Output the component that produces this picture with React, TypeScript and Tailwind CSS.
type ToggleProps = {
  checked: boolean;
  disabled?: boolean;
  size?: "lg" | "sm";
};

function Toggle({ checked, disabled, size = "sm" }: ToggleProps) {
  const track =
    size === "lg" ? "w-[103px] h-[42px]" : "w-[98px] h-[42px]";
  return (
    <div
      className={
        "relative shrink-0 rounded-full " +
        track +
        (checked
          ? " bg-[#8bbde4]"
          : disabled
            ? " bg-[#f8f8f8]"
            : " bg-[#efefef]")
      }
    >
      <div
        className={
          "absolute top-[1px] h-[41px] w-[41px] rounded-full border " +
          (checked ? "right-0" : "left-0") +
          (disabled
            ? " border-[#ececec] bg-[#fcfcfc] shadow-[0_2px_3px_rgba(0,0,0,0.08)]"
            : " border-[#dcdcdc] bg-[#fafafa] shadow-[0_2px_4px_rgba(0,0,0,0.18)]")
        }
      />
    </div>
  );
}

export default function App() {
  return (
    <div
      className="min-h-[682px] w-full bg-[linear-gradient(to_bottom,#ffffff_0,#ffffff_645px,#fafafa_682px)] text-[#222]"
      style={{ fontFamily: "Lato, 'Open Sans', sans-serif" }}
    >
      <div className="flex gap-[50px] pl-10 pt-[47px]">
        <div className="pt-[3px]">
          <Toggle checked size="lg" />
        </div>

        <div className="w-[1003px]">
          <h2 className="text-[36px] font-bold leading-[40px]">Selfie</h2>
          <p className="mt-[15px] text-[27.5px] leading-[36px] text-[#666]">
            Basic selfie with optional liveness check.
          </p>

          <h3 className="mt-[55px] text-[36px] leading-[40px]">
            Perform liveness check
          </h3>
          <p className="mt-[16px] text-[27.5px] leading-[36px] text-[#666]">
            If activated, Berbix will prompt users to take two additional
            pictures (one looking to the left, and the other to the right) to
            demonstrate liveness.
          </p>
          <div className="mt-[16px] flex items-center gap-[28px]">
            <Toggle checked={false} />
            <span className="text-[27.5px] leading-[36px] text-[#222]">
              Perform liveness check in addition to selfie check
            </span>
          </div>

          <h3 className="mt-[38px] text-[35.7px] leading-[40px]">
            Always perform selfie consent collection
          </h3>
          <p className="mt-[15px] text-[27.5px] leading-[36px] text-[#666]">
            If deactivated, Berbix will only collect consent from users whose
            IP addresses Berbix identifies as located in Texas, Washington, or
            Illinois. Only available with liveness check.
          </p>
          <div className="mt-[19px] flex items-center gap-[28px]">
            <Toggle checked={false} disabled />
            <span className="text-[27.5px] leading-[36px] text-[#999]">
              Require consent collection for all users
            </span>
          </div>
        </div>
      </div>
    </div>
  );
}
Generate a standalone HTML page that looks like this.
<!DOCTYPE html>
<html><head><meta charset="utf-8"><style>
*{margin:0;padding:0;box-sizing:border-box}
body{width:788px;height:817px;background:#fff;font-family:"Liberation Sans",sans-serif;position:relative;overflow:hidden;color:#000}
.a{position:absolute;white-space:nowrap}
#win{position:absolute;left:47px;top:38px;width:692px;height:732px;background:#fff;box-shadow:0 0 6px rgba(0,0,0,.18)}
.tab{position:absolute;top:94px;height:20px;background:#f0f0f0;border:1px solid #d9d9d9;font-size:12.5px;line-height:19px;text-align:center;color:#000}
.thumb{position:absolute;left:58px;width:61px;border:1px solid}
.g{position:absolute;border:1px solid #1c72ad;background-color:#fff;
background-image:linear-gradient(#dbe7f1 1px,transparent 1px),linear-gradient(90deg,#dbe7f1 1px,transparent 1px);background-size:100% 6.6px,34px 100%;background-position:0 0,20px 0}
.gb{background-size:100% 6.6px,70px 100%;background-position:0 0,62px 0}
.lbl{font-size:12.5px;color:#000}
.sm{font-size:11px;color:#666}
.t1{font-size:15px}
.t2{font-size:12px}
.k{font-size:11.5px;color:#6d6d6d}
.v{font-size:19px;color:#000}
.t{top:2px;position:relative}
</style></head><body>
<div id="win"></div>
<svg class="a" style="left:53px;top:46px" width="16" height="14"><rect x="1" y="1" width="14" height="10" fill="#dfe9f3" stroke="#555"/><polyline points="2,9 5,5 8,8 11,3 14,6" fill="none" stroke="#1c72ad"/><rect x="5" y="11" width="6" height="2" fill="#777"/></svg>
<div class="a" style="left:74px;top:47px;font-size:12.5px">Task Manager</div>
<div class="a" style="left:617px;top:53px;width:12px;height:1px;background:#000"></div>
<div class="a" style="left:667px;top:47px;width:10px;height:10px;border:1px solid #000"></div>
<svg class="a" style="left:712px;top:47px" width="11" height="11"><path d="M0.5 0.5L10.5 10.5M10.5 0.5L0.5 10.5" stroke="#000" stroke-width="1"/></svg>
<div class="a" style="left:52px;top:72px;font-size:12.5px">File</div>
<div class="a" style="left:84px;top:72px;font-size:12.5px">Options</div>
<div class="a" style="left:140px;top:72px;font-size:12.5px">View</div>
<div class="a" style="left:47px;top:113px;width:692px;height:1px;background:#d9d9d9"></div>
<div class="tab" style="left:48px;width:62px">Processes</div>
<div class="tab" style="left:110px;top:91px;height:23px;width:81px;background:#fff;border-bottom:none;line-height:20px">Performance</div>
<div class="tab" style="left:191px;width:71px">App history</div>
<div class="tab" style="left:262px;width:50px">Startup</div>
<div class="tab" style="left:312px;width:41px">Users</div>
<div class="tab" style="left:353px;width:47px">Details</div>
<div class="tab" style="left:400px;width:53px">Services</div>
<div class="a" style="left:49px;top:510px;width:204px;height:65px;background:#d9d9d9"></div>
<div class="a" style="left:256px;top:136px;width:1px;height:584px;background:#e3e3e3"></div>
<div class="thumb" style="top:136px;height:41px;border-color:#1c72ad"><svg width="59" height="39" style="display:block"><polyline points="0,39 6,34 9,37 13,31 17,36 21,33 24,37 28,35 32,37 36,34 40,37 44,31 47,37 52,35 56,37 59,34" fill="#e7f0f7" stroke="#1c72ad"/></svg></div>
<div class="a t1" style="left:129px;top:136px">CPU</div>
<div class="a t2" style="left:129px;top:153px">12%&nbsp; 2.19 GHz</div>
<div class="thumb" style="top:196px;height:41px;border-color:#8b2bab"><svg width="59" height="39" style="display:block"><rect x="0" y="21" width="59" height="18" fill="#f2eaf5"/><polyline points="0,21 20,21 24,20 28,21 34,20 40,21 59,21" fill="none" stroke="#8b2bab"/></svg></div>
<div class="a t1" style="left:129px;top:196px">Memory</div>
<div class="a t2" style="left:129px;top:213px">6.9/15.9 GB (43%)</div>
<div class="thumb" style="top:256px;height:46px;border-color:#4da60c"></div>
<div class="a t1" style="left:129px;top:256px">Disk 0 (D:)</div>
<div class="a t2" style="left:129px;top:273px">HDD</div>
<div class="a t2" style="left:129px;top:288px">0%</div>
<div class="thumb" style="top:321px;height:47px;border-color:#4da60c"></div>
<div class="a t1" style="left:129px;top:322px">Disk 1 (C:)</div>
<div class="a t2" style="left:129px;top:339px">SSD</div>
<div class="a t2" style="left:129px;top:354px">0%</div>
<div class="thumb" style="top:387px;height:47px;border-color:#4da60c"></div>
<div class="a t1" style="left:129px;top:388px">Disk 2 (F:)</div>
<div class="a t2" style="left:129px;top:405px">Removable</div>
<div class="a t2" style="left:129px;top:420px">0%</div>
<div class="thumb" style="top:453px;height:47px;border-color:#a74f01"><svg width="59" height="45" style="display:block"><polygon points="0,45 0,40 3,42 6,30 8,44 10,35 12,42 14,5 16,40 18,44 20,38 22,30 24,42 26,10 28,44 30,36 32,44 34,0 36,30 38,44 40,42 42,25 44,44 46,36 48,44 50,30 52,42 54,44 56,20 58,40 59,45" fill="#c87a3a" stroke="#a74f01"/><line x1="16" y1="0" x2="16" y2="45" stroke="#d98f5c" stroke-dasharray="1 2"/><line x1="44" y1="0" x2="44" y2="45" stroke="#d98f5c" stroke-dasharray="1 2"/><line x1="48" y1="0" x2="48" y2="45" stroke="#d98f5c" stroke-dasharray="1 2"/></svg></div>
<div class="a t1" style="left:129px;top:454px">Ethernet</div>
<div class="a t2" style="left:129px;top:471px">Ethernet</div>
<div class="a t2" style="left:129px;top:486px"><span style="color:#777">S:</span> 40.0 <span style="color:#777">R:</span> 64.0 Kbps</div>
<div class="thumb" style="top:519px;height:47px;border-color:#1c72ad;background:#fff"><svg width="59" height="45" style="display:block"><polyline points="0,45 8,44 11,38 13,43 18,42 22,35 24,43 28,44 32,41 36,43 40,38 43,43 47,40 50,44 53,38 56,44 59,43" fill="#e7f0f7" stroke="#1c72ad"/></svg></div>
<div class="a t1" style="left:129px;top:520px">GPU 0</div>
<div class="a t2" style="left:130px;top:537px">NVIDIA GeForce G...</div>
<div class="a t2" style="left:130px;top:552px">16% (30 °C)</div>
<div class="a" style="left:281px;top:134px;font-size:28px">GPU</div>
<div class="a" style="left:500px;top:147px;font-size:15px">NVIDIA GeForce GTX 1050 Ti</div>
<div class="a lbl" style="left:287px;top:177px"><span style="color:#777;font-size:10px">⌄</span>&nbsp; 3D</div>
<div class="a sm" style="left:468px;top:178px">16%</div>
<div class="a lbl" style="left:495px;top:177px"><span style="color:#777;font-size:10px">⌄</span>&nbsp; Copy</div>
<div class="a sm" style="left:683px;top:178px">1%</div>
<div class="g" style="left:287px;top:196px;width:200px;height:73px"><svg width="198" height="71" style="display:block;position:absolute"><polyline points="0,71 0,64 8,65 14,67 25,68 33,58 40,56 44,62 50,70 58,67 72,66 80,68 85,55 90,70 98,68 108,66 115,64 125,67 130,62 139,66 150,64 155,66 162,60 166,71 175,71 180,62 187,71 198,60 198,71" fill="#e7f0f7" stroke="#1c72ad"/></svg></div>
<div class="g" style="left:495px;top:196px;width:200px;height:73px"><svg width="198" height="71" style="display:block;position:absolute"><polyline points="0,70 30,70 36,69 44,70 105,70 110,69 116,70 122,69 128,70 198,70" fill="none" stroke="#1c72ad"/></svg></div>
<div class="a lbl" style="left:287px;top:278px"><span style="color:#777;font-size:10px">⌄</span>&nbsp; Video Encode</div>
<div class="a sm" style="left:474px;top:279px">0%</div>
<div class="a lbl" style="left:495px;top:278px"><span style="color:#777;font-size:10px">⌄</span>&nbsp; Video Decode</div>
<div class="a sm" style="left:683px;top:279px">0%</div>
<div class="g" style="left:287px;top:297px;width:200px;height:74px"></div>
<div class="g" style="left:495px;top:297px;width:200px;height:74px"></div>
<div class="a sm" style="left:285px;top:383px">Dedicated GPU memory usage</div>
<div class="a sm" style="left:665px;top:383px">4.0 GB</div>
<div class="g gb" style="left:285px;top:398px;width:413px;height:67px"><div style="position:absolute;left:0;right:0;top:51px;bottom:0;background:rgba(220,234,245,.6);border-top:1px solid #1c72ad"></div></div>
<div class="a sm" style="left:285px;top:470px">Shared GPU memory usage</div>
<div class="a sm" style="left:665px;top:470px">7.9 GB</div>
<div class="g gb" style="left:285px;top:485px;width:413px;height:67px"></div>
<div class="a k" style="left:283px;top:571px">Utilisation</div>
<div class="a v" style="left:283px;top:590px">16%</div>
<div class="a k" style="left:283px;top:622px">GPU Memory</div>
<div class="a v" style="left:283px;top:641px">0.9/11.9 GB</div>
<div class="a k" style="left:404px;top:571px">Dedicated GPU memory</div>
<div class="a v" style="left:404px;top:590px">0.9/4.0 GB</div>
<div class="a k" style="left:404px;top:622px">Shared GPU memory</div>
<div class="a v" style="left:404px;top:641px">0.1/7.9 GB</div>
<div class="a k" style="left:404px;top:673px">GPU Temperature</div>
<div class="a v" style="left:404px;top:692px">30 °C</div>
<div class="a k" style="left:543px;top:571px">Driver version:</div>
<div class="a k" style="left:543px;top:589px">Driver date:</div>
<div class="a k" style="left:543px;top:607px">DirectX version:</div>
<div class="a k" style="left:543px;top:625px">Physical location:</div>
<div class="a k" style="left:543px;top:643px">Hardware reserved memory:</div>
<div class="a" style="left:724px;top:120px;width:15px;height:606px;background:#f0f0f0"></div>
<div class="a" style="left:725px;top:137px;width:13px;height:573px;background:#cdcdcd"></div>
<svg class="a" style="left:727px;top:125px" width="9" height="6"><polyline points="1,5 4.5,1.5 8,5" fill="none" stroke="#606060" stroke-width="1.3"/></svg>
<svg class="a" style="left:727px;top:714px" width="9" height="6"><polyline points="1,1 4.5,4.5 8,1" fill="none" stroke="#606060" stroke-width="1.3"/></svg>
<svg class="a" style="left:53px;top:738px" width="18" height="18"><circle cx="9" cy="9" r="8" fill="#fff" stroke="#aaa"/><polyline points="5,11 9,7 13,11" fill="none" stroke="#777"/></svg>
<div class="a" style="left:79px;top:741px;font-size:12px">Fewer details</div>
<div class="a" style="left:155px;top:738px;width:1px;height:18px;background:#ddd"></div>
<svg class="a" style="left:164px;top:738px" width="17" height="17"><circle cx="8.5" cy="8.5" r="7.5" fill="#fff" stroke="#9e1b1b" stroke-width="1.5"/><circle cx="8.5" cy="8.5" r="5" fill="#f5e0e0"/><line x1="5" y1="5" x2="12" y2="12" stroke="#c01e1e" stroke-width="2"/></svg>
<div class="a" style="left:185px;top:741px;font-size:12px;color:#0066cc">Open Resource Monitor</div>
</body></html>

^^^^

**OBJECTIVE:** Above are the records. Copy every line in them holding "that".

**RESPONSE TO THE TASK:**
Output the component that produces this picture with React, TypeScript and Tailwind CSS.
Generate a standalone HTML page that looks like this.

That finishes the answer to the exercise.